The Importance of Dramatic Playtime

Temper Tantrums

The Importance of Dramatic Playtime

With rising pressures, kids are being put through more academically focused curriculum’s in school at a very early age. This has led to the question of how important the “pretend” play of early childhood is, and whether play is a luxury and sacrificing it for time spent learning the alphabet is really worthwhile in the long run.

The conclusion from years of research is this: playtime is linked to cognitive and social skills. As children get older and their play gets more sophisticated, their playtime can help them improve upon their literacy skills, develop memory, symbol recognition, oral language skills, self-regulation, social skills and other improvements that are an essential part of growing up. In other words, children need play time that is productive.

Productive Playtime

Playtime can be unproductive, for instance when kids fight over who gets to be a character in the roleplay, or when kids routinely carry out the same behaviors in their roleplay. Playtime is productive when kids pretend by negotiating, talking to other kids and use props as symbols. Pretend games where rules are created and kids establish specific roles and adopt multiple roles and themes, can also be beneficial in their development.

Why Children Need Playtime

When kids engage in productive play in their early years, they learn to prioritize actions and goals.

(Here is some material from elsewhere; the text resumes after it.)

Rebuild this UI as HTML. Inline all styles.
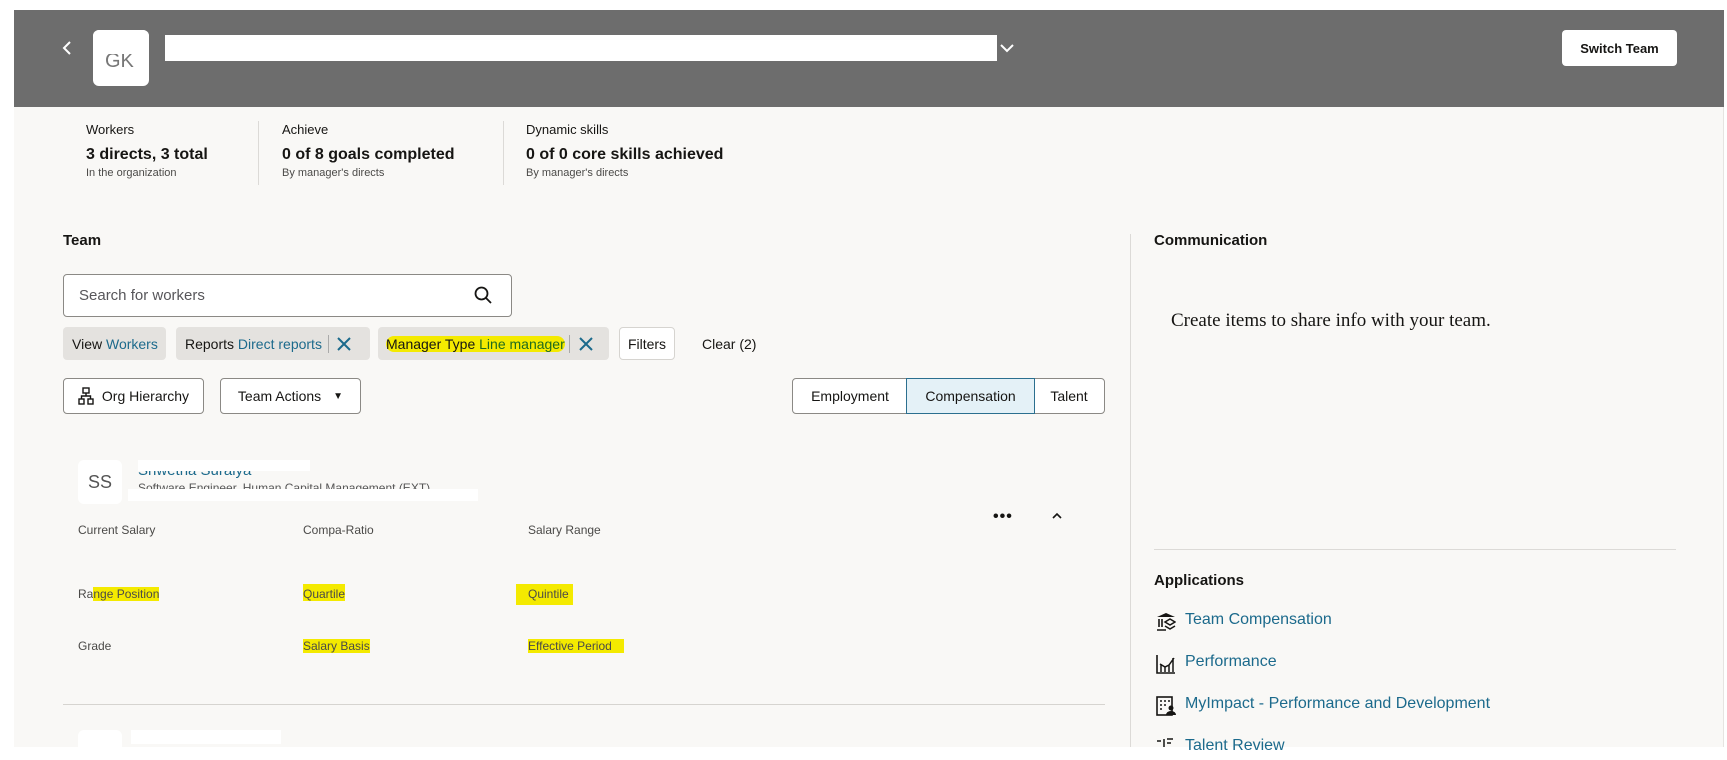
<!DOCTYPE html>
<html><head><meta charset="utf-8"><style>
*{margin:0;padding:0;box-sizing:border-box}
body{width:1727px;height:747px;overflow:hidden;background:#fff;font-family:"Liberation Sans",sans-serif;color:#161513;position:relative}
.abs{position:absolute}
#main{left:14px;top:10px;width:1710px;height:737px;background:#f9f8f6;border-right:1px solid #e6e4e1}
#hdr{left:14px;top:10px;width:1710px;height:97px;background:#6d6d6d}
.t13{font-size:13px}
.lbl{font-size:12px;color:#4b4a48}
.btn{border:1px solid #8b8985;border-radius:4px;background:#fff;font-size:14px;font-weight:bold;display:flex;align-items:center;justify-content:center}
.chip{background:#e4e2df;border-radius:4px;font-size:14px;display:flex;align-items:center;padding-left:9px}
.lnk{color:#1c6a8c}
.hl{background:#f4ea00}
.app{font-size:16px;color:#1c6a8c}
</style></head><body>
<div id="main" class="abs"></div>
<div id="hdr" class="abs"></div>
<svg class="abs" style="left:61px;top:40px" width="12" height="16"><path d="M9 2L3 8l6 6" stroke="#fff" stroke-width="2" fill="none"/></svg>
<div class="abs" style="left:93px;top:30px;width:56px;height:56px;background:#fff;border-radius:6px;overflow:hidden"><div style="position:absolute;left:12px;top:20px;font-size:20px;color:#777">GK</div><div style="position:absolute;left:0;top:0;width:56px;height:24px;background:#fff"></div></div>
<div class="abs" style="left:165px;top:35px;width:832px;height:26px;background:#fff"></div>
<svg class="abs" style="left:999px;top:42px" width="16" height="12"><path d="M2 3l6 6 6-6" stroke="#fff" stroke-width="2" fill="none"/></svg>
<div class="abs btn" style="left:1562px;top:30px;width:115px;height:36px;border:none;font-size:13px">Switch Team</div>

<div class="abs t13" style="left:86px;top:122px">Workers</div>
<div class="abs" style="left:86px;top:146px;font-size:16px;font-weight:bold">3 directs, 3 total</div>
<div class="abs lbl" style="left:86px;top:167px;font-size:11px">In the organization</div>
<div class="abs" style="left:258px;top:121px;width:1px;height:64px;background:#dcdad7"></div>
<div class="abs t13" style="left:282px;top:122px">Achieve</div>
<div class="abs" style="left:282px;top:146px;font-size:16px;font-weight:bold">0 of 8 goals completed</div>
<div class="abs lbl" style="left:282px;top:167px;font-size:11px">By manager's directs</div>
<div class="abs" style="left:503px;top:121px;width:1px;height:64px;background:#dcdad7"></div>
<div class="abs t13" style="left:526px;top:122px">Dynamic skills</div>
<div class="abs" style="left:526px;top:146px;font-size:16px;font-weight:bold">0 of 0 core skills achieved</div>
<div class="abs lbl" style="left:526px;top:167px;font-size:11px">By manager's directs</div>

<div class="abs" style="left:63px;top:232px;font-size:15px;font-weight:bold">Team</div>
<div class="abs" style="left:1130px;top:234px;width:1px;height:513px;background:#dcdad7"></div>

<div class="abs" style="left:63px;top:274px;width:449px;height:43px;border:1px solid #8b8985;border-radius:4px;background:#fff"></div>
<div class="abs" style="left:79px;top:287px;font-size:15px;color:#57565a">Search for workers</div>
<svg class="abs" style="left:473px;top:285px" width="20" height="20"><circle cx="8.5" cy="8.5" r="6" stroke="#161513" stroke-width="1.8" fill="none"/><path d="M13 13l5 5" stroke="#161513" stroke-width="1.8"/></svg>

<div class="abs chip" style="left:63px;top:327px;width:103px;height:33px">View&nbsp;<span class="lnk">Workers</span></div>
<div class="abs chip" style="left:176px;top:327px;width:194px;height:33px">Reports&nbsp;<span class="lnk">Direct reports</span><span style="width:1px;height:18px;background:#aaa;margin-left:6px"></span>
<svg style="margin-left:7px" width="16" height="16"><path d="M2 2l12 12M14 2L2 14" stroke="#1c6a8c" stroke-width="2"/></svg></div>
<div class="abs chip" style="left:378px;top:327px;width:231px;height:33px;padding-left:8px"><span class="hl" style="border-radius:8px">Manager Type <span style="color:#1e6a1e">Line manager</span></span><span style="width:1px;height:18px;background:#aaa;margin-left:4px"></span>
<svg style="margin-left:8px" width="16" height="16"><path d="M2 2l12 12M14 2L2 14" stroke="#1c6a8c" stroke-width="2"/></svg></div>
<div class="abs btn" style="left:619px;top:327px;width:56px;height:33px;font-weight:normal;border-color:#d6d4d0">Filters</div>
<div class="abs" style="left:702px;top:336px;font-size:14px">Clear (2)</div>

<div class="abs btn" style="left:63px;top:378px;width:141px;height:36px;font-weight:normal;font-size:14px">
<svg width="16" height="18" style="margin-right:8px"><rect x="5" y="1" width="6" height="5" fill="none" stroke="#161513" stroke-width="1.4"/><rect x="1" y="12" width="5" height="5" fill="none" stroke="#161513" stroke-width="1.4"/><rect x="10" y="12" width="5" height="5" fill="none" stroke="#161513" stroke-width="1.4"/><path d="M8 6v3M3.5 12V9h9v3" fill="none" stroke="#161513" stroke-width="1.4"/></svg>Org Hierarchy</div>
<div class="abs btn" style="left:220px;top:378px;width:141px;height:36px;font-weight:normal">Team Actions<span style="font-size:10px;margin-left:12px">▼</span></div>
<div class="abs" style="left:792px;top:378px;width:313px;height:36px;border:1px solid #8b8985;border-radius:4px;background:#fff;display:flex;font-size:14px">
<div style="width:114px;display:flex;align-items:center;justify-content:center">Employment</div>
<div style="width:127px;display:flex;align-items:center;justify-content:center;background:#e4f1f7;outline:1px solid #2b6f8f">Compensation</div>
<div style="flex:1;display:flex;align-items:center;justify-content:center">Talent</div></div>

<div class="abs" style="left:78px;top:460px;width:44px;height:44px;background:#fff;border-radius:6px;display:flex;align-items:center;justify-content:center;font-size:18px;color:#555">SS</div>
<div class="abs" style="left:138px;top:462px;font-size:15px;color:#1c6a8c">Shwetha Suraiya</div>
<div class="abs" style="left:138px;top:460px;width:172px;height:11px;background:#fff"></div>
<div class="abs" style="left:138px;top:481px;font-size:12px;color:#555;height:8px;overflow:hidden">Software Engineer, Human Capital Management (EXT)</div>
<div class="abs" style="left:128px;top:489px;width:350px;height:12px;background:#fff"></div>
<div class="abs" style="left:993px;top:508px;font-size:16px;font-weight:bold;letter-spacing:1px">•••</div>
<svg class="abs" style="left:1051px;top:512px" width="12" height="8"><path d="M2 6l4-4 4 4" stroke="#161513" stroke-width="1.6" fill="none"/></svg>

<div class="abs lbl" style="left:78px;top:523px">Current Salary</div>
<div class="abs lbl" style="left:303px;top:523px">Compa-Ratio</div>
<div class="abs lbl" style="left:528px;top:523px">Salary Range</div>
<div class="abs lbl" style="left:78px;top:587px">Ra<span class="hl">nge Position</span></div>
<div class="abs lbl" style="left:303px;top:587px"><span class="hl" style="padding-top:3px">Quartile</span></div>
<div class="abs lbl" style="left:516px;top:587px"><span class="hl" style="padding:3px 4px 4px 12px">Quintile</span></div>
<div class="abs lbl" style="left:78px;top:639px">Grade</div>
<div class="abs lbl" style="left:303px;top:639px"><span class="hl">Salary Basis</span></div>
<div class="abs lbl" style="left:528px;top:639px"><span class="hl" style="padding-right:12px">Effective Period</span></div>

<div class="abs" style="left:63px;top:704px;width:1042px;height:1px;background:#d6d4d0"></div>
<div class="abs" style="left:78px;top:730px;width:44px;height:30px;background:#fff;border-radius:6px"></div>
<div class="abs" style="left:131px;top:730px;width:150px;height:14px;background:#fff"></div>

<div class="abs" style="left:1154px;top:232px;font-size:15px;font-weight:bold">Communication</div>
<div class="abs" style="left:1171px;top:310px;font-size:19px;font-family:'Liberation Serif',serif">Create items to share info with your team.</div>
<div class="abs" style="left:1154px;top:549px;width:522px;height:1px;background:#dcdad7"></div>
<div class="abs" style="left:1154px;top:572px;font-size:15px;font-weight:bold">Applications</div>
<svg class="abs" style="left:1156px;top:612px" width="20" height="20"><path d="M1 5L10 1l9 4z" fill="#161513"/><path d="M3 7v8M6 7v8M1 18h9" stroke="#161513" stroke-width="1.6"/><path d="M9 10l5-3 5 3-5 3zM9 14l5 3 5-3" stroke="#161513" stroke-width="1.5" fill="none"/></svg>
<div class="abs app" style="left:1185px;top:611px">Team Compensation</div>
<svg class="abs" style="left:1156px;top:654px" width="20" height="20"><path d="M1 1v18h18" stroke="#161513" stroke-width="1.6" fill="none"/><path d="M5 18v-8M9 18v-5M13 18v-7M17 18V4M4 10l5 3 4-2 5-7" stroke="#161513" stroke-width="1.5" fill="none"/></svg>
<div class="abs app" style="left:1185px;top:653px">Performance</div>
<svg class="abs" style="left:1156px;top:696px" width="20" height="20"><rect x="1" y="1" width="15" height="18" fill="none" stroke="#161513" stroke-width="1.6"/><path d="M4 5h2M8 5h2M12 5h2M4 9h2M8 9h2M4 13h2" stroke="#161513" stroke-width="1.5"/><circle cx="15" cy="12" r="2.5" fill="#161513"/><path d="M10 19a5 4 0 0 1 10 0z" fill="#161513"/></svg>
<div class="abs app" style="left:1185px;top:695px">MyImpact - Performance and Development</div>
<svg class="abs" style="left:1156px;top:738px" width="20" height="9"><path d="M1 3h4M8 1v8M11 1h6M11 5h4" stroke="#161513" stroke-width="1.5"/></svg>
<div class="abs app" style="left:1185px;top:737px">Talent Review</div>
</body></html>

They learn to consider perspectives of others and learn symbolic representation, how to delay gratification, how to regulate their behaviors and reach other such developmental milestones.

This in turn helps kids to be more attentive and considerate of others in the classroom. These are plenty of reasons to encourage a child to engage in playtime in the early years. While learning the ABCs and how to count are important while preparing the kindergartner for their initiation into the first grade, it is important to remember that teachers do not expect kindergartners to have mastered their addition and ABCs. But they do expect kids to be able to pay attention in class, concentrate on their work and also be considerate of the needs of others. These are skills that will be developed during the playtime with peers and will help them tremendously.

How to Encourage Playtime

Kids today do not have enough pretend playtime at home because of distractions from the television, computer and videos, as well as toys that do not help to build imagination. Wherever possible, children should be encouraged to engage in pretend playtime with other children in the neighbourhood or with their siblings. In cases where these are not available, parents may be able to find play groups organized by adults, with kids of various ages and older mentors getting together for dramatic roleplaying.

Early classrooms and preschools that provide a setting where such dramatic play is encouraged will help kids to develop important social and mental skills. The presence of other kids to play with and guiding adults who can encourage this kind of pretend play should be available to every child, and highly encouraged by parents and the community.